* **Directions**
Pull out every line below containing the word "React".

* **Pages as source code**

#####

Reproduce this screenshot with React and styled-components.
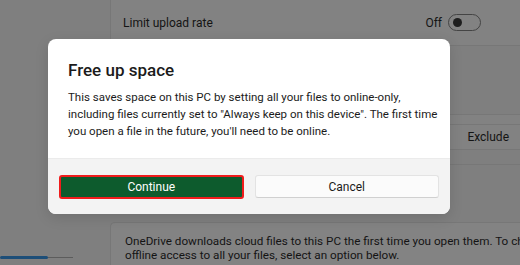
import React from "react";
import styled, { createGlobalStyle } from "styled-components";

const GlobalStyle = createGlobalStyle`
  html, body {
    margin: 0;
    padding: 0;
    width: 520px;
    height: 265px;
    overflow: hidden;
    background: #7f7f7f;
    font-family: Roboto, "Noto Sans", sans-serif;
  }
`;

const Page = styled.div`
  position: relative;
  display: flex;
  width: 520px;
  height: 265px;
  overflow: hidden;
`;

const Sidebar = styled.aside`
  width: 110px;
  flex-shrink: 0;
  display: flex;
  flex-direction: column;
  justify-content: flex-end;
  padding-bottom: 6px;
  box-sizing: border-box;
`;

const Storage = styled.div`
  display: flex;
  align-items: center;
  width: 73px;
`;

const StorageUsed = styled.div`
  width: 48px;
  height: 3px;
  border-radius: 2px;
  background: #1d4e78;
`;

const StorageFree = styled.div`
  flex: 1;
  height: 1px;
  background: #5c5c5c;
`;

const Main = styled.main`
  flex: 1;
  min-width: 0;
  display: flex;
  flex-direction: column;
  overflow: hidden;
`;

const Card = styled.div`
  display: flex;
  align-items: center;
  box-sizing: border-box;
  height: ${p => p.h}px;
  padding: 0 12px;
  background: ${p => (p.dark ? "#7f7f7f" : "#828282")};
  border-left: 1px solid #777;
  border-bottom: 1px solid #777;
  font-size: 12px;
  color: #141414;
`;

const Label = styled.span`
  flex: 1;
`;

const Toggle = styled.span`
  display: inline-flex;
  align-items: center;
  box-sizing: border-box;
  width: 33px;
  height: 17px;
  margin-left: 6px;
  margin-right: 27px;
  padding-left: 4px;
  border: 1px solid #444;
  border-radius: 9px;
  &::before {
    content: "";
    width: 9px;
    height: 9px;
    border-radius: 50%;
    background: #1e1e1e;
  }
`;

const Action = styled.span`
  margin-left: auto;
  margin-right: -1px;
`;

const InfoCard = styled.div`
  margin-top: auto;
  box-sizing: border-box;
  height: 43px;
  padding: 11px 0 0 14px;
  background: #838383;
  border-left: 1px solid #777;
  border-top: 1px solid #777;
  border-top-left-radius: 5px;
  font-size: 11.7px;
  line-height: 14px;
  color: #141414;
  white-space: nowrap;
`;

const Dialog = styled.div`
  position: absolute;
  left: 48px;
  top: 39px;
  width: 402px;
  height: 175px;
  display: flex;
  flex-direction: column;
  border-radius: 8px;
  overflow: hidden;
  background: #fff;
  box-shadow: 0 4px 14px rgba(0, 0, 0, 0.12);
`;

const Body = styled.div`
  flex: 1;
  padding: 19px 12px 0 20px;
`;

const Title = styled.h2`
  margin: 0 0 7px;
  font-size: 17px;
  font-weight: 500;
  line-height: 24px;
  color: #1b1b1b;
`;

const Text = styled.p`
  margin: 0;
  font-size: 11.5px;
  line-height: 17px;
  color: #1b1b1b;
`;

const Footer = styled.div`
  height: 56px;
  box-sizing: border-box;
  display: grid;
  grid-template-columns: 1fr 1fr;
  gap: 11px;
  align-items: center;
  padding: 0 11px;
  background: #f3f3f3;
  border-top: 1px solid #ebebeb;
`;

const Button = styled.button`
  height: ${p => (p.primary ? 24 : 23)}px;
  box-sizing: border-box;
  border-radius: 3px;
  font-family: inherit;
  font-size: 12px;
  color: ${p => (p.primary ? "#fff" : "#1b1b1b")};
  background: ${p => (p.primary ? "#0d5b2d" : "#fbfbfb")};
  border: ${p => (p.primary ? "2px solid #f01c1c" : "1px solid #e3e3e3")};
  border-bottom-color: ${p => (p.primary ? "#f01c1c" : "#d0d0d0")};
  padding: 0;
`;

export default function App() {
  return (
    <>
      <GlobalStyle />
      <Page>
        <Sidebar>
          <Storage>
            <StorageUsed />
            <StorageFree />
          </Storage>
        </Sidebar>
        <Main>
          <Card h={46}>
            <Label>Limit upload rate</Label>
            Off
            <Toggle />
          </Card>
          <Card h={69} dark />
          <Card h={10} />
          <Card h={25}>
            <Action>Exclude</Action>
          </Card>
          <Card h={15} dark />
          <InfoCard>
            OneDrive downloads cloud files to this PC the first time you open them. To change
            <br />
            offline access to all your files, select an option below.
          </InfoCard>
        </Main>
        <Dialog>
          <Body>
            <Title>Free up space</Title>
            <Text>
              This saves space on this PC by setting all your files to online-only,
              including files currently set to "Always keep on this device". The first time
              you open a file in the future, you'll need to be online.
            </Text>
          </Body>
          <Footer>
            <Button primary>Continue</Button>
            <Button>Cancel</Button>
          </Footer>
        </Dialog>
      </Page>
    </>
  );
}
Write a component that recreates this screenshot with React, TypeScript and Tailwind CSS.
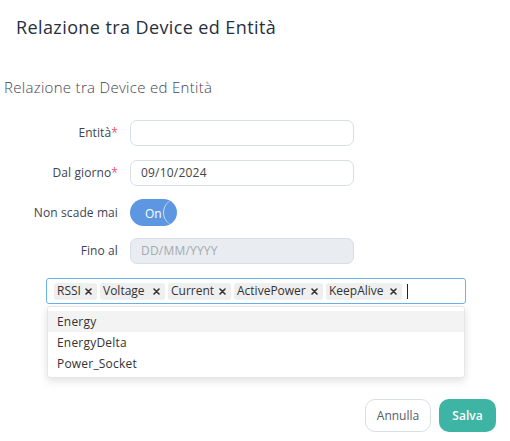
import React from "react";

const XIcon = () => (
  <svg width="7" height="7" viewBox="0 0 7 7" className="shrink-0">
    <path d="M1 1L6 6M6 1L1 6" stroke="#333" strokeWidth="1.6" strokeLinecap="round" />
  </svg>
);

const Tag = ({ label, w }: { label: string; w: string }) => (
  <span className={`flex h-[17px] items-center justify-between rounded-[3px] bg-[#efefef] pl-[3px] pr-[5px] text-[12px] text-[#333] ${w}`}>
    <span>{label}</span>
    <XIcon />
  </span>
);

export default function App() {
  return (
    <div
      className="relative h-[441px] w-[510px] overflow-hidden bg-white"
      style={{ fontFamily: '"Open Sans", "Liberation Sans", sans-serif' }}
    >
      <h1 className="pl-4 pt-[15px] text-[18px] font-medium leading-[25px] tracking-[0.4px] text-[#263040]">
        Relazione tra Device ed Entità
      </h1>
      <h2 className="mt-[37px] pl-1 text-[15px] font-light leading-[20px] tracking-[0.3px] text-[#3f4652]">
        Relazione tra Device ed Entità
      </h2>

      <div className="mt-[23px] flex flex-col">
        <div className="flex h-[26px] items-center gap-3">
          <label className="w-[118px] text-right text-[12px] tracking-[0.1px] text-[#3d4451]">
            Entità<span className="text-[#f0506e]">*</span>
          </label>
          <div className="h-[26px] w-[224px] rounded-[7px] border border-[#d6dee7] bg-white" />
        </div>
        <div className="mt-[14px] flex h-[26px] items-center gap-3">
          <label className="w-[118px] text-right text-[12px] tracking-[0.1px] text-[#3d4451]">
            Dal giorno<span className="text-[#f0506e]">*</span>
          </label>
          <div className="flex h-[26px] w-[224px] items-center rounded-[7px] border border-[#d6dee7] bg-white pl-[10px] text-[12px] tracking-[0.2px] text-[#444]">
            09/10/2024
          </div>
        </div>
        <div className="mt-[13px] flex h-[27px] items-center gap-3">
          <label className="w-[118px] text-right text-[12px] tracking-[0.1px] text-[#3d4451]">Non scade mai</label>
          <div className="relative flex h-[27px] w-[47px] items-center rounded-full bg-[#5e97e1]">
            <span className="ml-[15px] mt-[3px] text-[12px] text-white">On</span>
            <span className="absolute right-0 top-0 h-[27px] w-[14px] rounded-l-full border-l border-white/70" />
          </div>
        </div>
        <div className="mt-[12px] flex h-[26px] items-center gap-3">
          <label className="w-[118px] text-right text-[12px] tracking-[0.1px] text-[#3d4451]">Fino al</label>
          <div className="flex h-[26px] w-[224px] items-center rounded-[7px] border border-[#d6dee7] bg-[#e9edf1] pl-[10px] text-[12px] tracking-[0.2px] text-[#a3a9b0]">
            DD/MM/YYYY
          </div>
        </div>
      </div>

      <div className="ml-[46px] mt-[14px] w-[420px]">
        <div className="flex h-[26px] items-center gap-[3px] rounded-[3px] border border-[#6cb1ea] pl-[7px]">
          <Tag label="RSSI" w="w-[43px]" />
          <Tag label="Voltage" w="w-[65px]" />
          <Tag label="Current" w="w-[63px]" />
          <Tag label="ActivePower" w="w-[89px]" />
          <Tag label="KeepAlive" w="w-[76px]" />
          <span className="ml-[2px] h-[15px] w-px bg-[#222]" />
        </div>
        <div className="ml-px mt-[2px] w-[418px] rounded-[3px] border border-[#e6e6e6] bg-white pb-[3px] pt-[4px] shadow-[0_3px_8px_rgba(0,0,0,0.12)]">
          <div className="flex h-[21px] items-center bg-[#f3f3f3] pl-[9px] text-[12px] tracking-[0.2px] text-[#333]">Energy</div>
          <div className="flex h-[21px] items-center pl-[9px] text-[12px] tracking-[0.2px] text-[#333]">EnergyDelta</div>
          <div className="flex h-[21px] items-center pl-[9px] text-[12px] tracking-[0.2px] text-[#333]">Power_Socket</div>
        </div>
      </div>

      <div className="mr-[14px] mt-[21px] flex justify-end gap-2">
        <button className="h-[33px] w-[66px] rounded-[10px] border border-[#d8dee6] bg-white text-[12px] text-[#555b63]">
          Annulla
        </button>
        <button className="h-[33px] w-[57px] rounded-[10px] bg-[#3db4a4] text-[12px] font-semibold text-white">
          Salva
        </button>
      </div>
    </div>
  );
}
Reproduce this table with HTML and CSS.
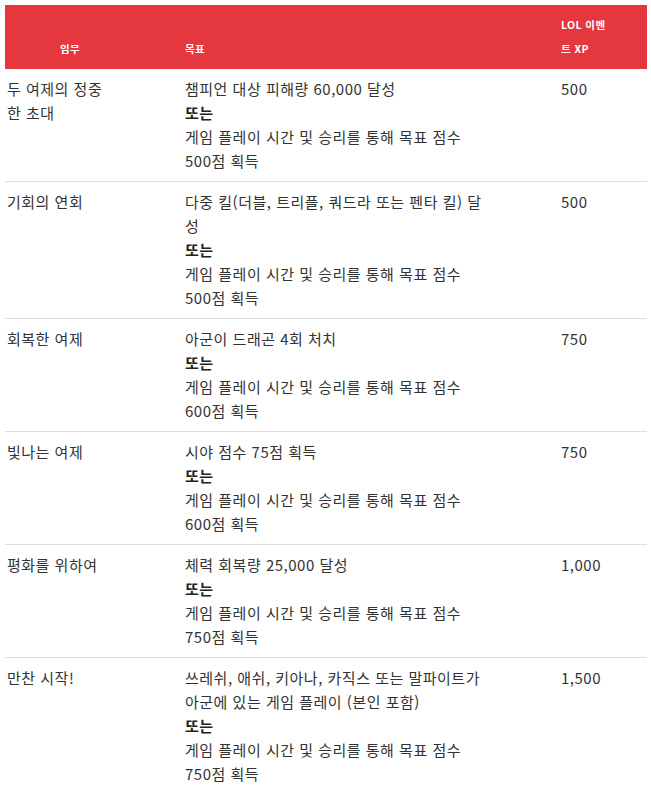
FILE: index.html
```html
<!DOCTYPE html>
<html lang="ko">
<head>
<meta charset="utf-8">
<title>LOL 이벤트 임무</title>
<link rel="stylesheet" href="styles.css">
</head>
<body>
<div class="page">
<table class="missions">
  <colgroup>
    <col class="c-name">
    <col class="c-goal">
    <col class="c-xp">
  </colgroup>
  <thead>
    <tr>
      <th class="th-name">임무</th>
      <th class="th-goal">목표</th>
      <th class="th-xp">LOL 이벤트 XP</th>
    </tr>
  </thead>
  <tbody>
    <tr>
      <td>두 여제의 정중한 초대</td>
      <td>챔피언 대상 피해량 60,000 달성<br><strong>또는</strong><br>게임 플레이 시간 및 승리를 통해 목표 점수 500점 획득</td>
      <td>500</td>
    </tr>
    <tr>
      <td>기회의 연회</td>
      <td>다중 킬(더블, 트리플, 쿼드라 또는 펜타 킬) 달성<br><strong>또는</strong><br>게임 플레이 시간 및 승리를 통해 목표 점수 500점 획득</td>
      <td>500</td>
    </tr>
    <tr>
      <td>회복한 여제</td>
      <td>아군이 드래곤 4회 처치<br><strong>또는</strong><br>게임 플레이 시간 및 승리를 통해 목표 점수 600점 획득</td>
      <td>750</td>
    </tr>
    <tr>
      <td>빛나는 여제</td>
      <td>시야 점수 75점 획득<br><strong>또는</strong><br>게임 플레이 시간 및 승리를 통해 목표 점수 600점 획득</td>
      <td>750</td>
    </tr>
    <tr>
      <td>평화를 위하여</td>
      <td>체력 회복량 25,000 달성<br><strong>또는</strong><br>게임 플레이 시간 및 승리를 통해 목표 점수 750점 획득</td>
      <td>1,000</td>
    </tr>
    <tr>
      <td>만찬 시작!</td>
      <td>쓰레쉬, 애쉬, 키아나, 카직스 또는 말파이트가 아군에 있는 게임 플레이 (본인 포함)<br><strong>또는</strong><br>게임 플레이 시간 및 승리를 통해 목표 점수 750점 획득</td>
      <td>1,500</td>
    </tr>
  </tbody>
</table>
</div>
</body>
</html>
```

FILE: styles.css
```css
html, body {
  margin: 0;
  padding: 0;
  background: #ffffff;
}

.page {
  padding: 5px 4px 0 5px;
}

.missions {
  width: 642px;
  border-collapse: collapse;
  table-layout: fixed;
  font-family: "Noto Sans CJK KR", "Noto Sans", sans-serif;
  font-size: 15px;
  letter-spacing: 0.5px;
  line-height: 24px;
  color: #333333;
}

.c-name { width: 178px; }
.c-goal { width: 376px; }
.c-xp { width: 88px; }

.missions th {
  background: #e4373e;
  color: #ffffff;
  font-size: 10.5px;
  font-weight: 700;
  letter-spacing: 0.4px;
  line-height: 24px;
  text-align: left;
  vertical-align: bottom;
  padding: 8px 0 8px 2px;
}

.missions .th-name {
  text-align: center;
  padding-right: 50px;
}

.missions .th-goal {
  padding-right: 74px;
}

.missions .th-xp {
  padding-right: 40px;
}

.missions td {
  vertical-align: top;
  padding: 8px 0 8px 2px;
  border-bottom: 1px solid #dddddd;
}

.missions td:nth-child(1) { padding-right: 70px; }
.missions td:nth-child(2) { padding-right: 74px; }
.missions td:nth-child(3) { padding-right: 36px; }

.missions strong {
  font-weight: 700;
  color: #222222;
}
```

#####

* **Exercise response**
Reproduce this screenshot with React and styled-components.
import React from "react";
Write a component that recreates this screenshot with React, TypeScript and Tailwind CSS.
import React from "react";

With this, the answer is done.